Il Sei Nazioni per l’Italia si aprirà alla grande o in maniera pericolosissima, a seconda delle prospettive. La prima partita è contro il Galles a Cardiff, e non molto tempo fa Warren Gatland ha dichiarato che schiererà la formazione più forte mai scesa in campo contro l’Italia. «Non so se è un buon segnale o una dichiarazione standard, so che il Galles è praticamente imbattibile, ma questo non vuol dire che non possa andarci bene. Non ho mai visto questa nostra nazionale all’opera, so che hanno richiamato anche persone che non si vedevano da un po’ e nessuno degli addetti ai lavori sa dire esattamente come sarà, però se hanno avuto il tempo per prepararsi, per legare tra loro, le cose possono pure mettersi bene». Per il resto, Rubio cercherà di fare da tramite con il pubblico meno esperto dallo studio prima e dopo ogni partita, traducendo, di fatto, i tecnicismi – ma con l’assoluto divieto di rimarcare il fatto che la palla è ovale.
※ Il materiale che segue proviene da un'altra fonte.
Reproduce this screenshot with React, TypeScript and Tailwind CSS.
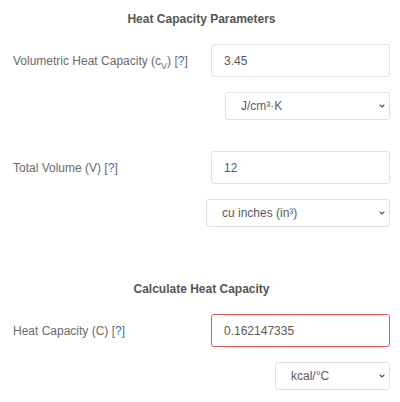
import { ChevronDown } from "lucide-react";

const font = { fontFamily: '"Liberation Sans", Arial, sans-serif' };

function Help() {
  return <span className="text-[#1f6fd1]">?</span>;
}

function FieldRow({ label, value, error }: { label: React.ReactNode; value: string; error?: boolean }) {
  return (
    <div className="flex items-center">
      <div className="flex-1 text-[12px] text-[#6a6a6a]">{label}</div>
      <input
        readOnly
        value={value}
        className={
          "w-[179px] h-[33px] rounded-[3px] bg-white px-[12px] text-[12px] text-[#5a5a5a] outline-none border " +
          (error ? "border-[#e05a5a]" : "border-[#e0e0e0]")
        }
      />
    </div>
  );
}

function UnitSelect({ value, width }: { value: string; width: string }) {
  return (
    <div className="flex justify-end">
      <div className={"relative h-[28px] " + width}>
        <select
          defaultValue={value}
          className="h-full w-full appearance-none rounded-[3px] border border-[#e0e0e0] bg-white pl-[15px] pr-[20px] text-[12px] text-[#5a5a5a] outline-none"
        >
          <option>{value}</option>
        </select>
        <ChevronDown
          size={8}
          strokeWidth={3.5}
          className="pointer-events-none absolute right-[4px] top-1/2 -translate-y-1/2 text-[#555]"
        />
      </div>
    </div>
  );
}

export default function App() {
  return (
    <div style={font} className="w-[400px] h-[402px] bg-white pl-[13px] pr-[10px] pt-[11px]">
      <h2 className="h-[16px] text-center text-[12px] leading-[16px] font-bold text-[#555]">
        Heat Capacity Parameters
      </h2>

      <div className="mt-[17px]">
        <FieldRow
          label={
            <>
              Volumetric Heat Capacity (c<sub className="text-[9px] align-[-2px]">V</sub>) [<Help />]
            </>
          }
          value="3.45"
        />
      </div>
      <div className="mt-[15px]">
        <UnitSelect value="J/cm³·K" width="w-[165px]" />
      </div>

      <div className="mt-[31px]">
        <FieldRow
          label={
            <>
              Total Volume (V) [<Help />]
            </>
          }
          value="12"
        />
      </div>
      <div className="mt-[15px]">
        <UnitSelect value="cu inches (in³)" width="w-[184px]" />
      </div>

      <h2 className="mt-[54px] h-[16px] text-center text-[12px] leading-[16px] font-bold text-[#555]">
        Calculate Heat Capacity
      </h2>

      <div className="mt-[17px]">
        <FieldRow
          label={
            <>
              Heat Capacity (C) [<Help />]
            </>
          }
          value="0.162147335"
          error
        />
      </div>
      <div className="mt-[15px]">
        <UnitSelect value="kcal/°C" width="w-[115px]" />
      </div>
    </div>
  );
}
Una grande responsabilità, se me lo chiedete, ma sicuramente più che mai alla portata della verve innata dello chef senza cucina. «Se sarà il caso di fare un gesto avventato da striker e invadere nudo il campo, lo valuteremo in base a che tempo fa». Ride.
Quello che vorrei, e che mi sono fatto promettere, è di rivedersi a torneo concluso per tirare le somme e magari scambiarci qualche considerazione sul fatto che non c’è cibo migliore di quello mangiato in piedi.